■ To do:
Lift out each line of the data that holds "index".

■ Material for this exercise:
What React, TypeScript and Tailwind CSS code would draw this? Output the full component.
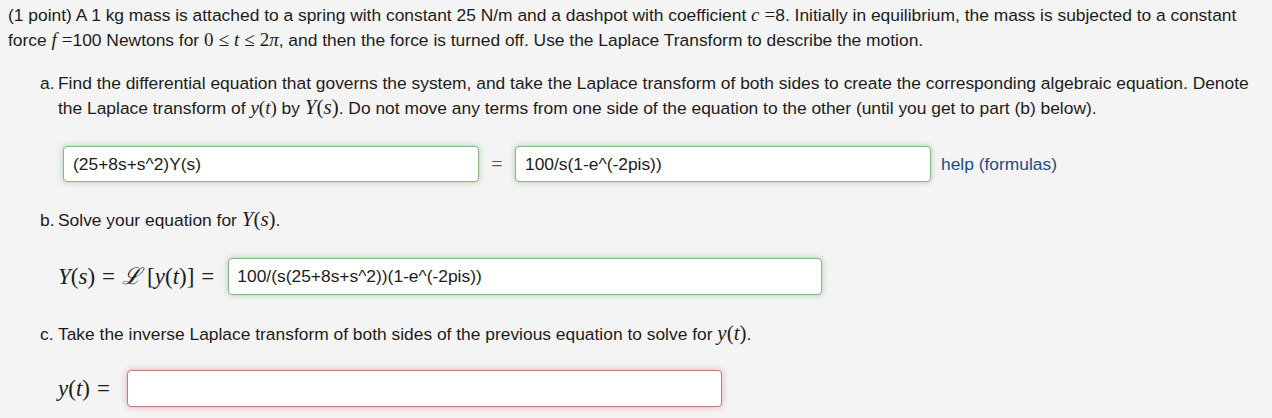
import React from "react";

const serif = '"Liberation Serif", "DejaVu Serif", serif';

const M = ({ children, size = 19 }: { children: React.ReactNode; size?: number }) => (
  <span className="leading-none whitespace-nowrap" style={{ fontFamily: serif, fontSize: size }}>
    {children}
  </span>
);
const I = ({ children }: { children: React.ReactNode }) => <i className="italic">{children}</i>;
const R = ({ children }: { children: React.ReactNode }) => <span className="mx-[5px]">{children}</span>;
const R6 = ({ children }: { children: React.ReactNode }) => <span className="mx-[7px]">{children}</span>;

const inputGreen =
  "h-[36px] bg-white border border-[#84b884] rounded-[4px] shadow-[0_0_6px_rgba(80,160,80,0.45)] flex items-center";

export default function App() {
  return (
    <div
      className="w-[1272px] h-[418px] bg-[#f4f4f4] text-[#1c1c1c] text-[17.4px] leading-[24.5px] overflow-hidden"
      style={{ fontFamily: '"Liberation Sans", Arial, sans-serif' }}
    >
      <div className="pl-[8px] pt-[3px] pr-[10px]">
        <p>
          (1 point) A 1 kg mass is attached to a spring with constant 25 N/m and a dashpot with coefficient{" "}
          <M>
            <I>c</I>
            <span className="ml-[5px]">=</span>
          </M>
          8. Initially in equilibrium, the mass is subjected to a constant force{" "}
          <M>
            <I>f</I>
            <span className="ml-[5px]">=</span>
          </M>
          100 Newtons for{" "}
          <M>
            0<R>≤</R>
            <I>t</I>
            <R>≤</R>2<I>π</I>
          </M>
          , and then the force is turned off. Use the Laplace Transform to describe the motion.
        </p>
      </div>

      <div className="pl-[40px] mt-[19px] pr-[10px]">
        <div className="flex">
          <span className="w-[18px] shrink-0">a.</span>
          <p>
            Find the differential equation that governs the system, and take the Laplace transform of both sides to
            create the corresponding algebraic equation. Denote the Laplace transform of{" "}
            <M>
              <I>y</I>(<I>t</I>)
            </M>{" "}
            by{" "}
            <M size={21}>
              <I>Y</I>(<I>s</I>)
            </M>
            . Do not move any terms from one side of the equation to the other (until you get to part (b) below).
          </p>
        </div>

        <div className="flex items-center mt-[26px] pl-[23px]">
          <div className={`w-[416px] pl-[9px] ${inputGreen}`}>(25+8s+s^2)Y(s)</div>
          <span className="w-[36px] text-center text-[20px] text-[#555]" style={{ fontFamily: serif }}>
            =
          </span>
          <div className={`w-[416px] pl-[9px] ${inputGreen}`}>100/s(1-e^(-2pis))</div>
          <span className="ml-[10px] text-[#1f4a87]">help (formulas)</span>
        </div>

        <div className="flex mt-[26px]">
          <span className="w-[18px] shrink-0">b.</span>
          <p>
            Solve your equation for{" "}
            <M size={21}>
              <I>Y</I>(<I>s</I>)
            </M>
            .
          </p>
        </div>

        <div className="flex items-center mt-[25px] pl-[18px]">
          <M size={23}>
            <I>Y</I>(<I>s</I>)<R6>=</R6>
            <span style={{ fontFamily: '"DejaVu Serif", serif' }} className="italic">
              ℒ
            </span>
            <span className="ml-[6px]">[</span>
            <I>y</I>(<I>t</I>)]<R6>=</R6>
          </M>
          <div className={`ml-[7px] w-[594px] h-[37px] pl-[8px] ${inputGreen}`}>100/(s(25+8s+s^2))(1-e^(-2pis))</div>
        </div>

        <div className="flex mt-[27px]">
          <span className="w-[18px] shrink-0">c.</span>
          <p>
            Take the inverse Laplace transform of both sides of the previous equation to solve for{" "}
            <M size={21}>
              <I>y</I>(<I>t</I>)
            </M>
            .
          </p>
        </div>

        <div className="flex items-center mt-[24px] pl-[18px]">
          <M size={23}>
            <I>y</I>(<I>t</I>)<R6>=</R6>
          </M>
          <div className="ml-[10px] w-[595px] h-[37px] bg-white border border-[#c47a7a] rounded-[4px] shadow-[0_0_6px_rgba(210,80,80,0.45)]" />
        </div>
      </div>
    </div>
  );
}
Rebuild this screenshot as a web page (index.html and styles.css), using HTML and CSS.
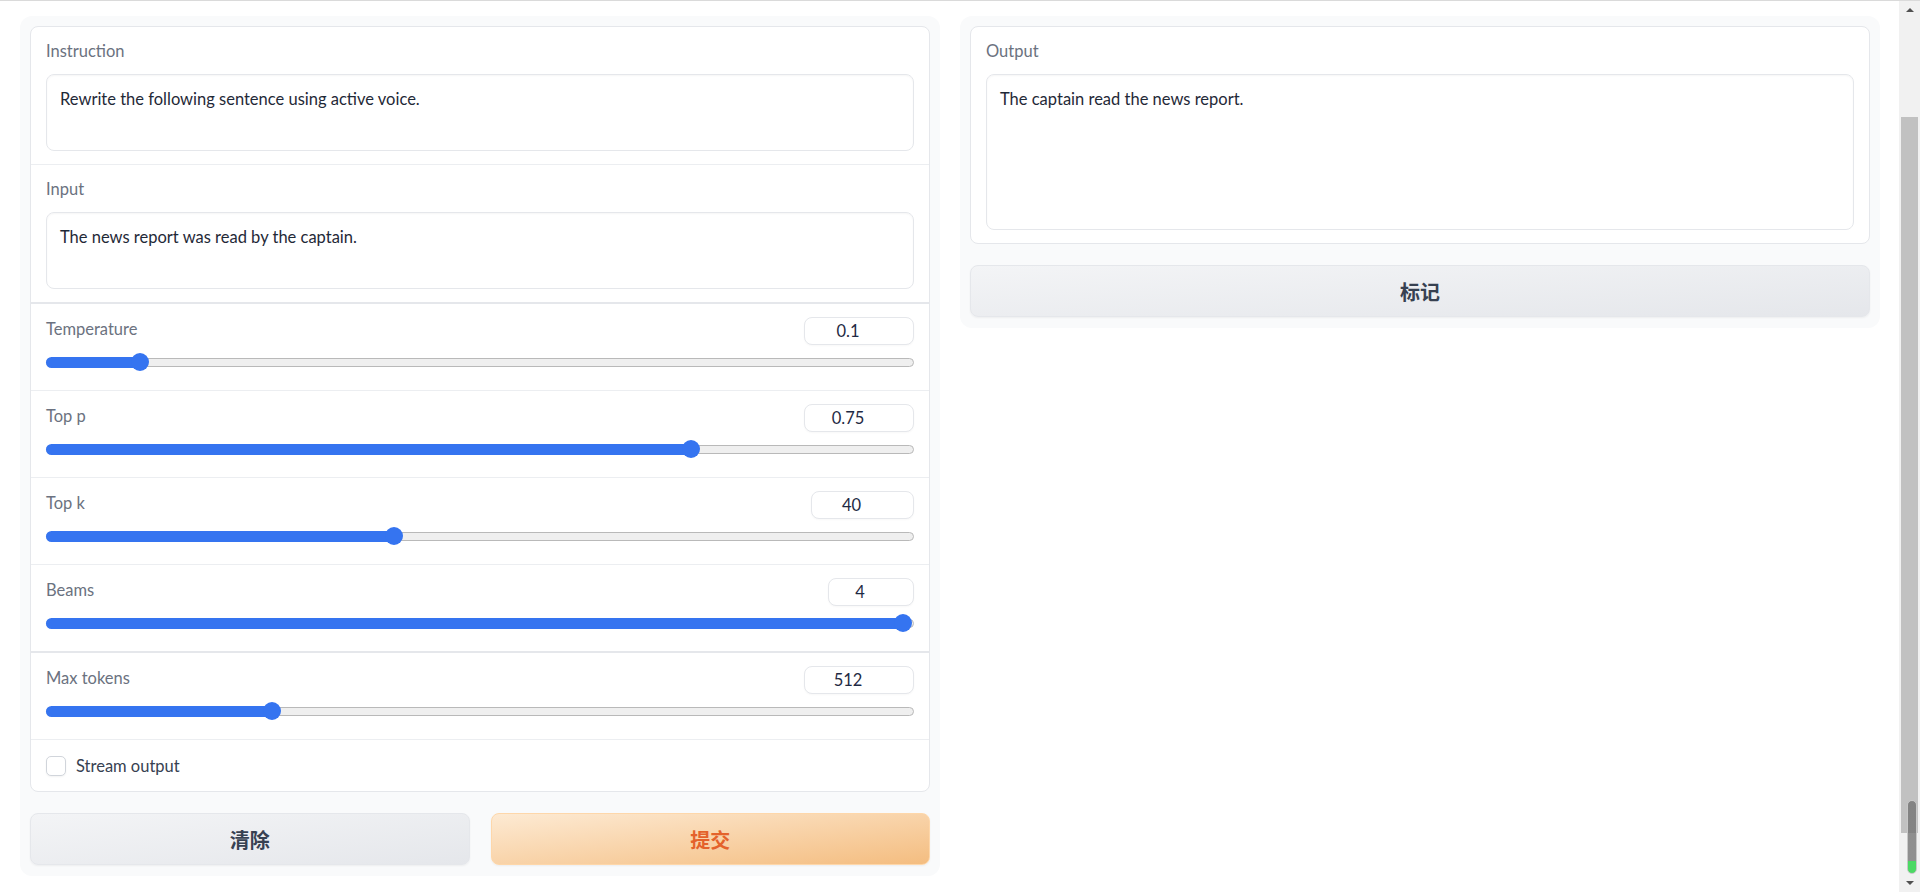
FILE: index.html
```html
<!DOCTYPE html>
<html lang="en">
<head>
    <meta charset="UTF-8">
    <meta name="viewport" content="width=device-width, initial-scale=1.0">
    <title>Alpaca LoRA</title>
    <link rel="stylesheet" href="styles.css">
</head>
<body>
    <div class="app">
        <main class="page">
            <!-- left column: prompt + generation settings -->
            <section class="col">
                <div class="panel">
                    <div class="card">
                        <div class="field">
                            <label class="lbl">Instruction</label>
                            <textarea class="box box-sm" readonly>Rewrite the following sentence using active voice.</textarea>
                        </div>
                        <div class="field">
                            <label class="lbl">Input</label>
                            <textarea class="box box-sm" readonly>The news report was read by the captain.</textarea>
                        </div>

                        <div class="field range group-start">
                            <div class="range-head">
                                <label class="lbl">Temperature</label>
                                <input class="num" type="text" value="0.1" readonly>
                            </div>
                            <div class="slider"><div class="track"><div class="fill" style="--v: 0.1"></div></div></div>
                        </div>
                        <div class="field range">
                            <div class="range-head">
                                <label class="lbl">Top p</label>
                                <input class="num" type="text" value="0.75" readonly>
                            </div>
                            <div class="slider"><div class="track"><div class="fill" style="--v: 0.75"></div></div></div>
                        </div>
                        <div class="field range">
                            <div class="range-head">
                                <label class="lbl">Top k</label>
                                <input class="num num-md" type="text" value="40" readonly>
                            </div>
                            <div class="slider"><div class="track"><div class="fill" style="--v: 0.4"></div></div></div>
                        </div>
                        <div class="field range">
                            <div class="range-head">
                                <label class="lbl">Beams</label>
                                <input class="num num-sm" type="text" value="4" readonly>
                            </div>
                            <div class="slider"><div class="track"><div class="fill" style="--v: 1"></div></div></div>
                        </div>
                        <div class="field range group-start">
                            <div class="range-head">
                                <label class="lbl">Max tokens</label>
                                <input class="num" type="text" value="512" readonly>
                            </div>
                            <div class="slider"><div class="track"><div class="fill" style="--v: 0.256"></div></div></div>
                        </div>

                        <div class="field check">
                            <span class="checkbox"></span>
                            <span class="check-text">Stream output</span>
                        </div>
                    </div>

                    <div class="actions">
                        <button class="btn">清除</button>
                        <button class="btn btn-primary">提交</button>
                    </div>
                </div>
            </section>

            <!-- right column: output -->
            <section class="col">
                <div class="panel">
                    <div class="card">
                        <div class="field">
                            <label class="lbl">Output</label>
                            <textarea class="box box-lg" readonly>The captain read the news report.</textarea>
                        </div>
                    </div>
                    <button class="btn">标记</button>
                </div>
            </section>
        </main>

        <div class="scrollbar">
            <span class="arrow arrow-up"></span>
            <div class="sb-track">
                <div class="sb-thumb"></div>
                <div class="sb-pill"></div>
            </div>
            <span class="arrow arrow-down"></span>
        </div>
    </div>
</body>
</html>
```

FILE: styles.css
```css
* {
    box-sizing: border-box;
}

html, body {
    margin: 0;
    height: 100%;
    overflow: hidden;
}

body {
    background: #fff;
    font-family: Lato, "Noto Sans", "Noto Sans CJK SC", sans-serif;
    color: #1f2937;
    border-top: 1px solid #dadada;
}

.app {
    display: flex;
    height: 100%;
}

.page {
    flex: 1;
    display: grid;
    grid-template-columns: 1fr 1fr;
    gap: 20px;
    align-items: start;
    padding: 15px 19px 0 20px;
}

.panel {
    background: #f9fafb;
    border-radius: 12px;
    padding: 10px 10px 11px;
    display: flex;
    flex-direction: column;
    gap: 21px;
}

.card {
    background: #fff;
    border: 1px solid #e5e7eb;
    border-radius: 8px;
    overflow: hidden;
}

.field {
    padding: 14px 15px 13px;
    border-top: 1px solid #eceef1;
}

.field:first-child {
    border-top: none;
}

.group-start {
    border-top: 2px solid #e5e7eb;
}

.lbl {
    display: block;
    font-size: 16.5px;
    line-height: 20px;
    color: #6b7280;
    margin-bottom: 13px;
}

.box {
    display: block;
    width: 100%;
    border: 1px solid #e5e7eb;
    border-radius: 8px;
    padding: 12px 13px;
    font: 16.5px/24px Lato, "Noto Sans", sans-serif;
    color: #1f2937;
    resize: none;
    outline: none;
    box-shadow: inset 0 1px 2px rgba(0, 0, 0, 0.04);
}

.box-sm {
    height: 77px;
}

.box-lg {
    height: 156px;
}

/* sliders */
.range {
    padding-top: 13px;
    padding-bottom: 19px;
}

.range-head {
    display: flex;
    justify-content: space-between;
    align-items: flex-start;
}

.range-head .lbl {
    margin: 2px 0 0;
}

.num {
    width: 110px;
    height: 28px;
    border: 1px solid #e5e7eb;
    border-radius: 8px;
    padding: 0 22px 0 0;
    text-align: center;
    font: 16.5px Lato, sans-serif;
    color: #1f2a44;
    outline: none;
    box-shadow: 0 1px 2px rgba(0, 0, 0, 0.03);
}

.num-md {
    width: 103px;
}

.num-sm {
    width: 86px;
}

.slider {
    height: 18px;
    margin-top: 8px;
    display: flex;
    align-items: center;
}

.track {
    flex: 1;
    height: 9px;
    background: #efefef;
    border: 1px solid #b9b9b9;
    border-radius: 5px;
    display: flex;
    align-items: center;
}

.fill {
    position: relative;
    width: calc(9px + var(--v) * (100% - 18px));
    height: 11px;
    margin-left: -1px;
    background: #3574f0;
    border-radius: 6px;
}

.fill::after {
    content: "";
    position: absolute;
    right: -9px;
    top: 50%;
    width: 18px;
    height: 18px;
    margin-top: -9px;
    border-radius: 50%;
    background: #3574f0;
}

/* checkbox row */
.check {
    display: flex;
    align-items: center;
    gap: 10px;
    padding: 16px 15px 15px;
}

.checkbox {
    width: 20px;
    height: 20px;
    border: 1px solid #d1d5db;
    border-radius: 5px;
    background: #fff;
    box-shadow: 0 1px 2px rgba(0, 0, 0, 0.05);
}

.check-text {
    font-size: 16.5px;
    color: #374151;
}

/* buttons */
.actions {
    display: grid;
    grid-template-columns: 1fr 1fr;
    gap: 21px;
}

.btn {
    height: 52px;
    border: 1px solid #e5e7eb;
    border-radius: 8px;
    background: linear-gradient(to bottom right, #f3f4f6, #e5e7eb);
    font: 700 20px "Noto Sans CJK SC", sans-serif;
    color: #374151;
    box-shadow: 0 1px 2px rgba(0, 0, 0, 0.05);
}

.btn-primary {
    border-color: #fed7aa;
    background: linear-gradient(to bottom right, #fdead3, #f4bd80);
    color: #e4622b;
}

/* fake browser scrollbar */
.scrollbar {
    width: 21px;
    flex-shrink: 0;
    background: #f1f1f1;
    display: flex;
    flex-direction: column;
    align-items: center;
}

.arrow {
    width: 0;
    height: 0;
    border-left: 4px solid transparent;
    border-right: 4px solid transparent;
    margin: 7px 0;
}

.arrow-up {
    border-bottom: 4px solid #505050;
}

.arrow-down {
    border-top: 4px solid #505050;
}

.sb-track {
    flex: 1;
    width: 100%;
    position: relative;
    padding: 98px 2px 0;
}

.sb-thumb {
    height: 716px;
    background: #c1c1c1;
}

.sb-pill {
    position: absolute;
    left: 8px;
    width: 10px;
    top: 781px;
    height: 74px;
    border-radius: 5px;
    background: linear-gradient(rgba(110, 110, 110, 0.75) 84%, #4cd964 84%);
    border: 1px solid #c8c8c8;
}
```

■ Task output:
Rebuild this screenshot as a web page (index.html and styles.css), using HTML and CSS.
FILE: index.html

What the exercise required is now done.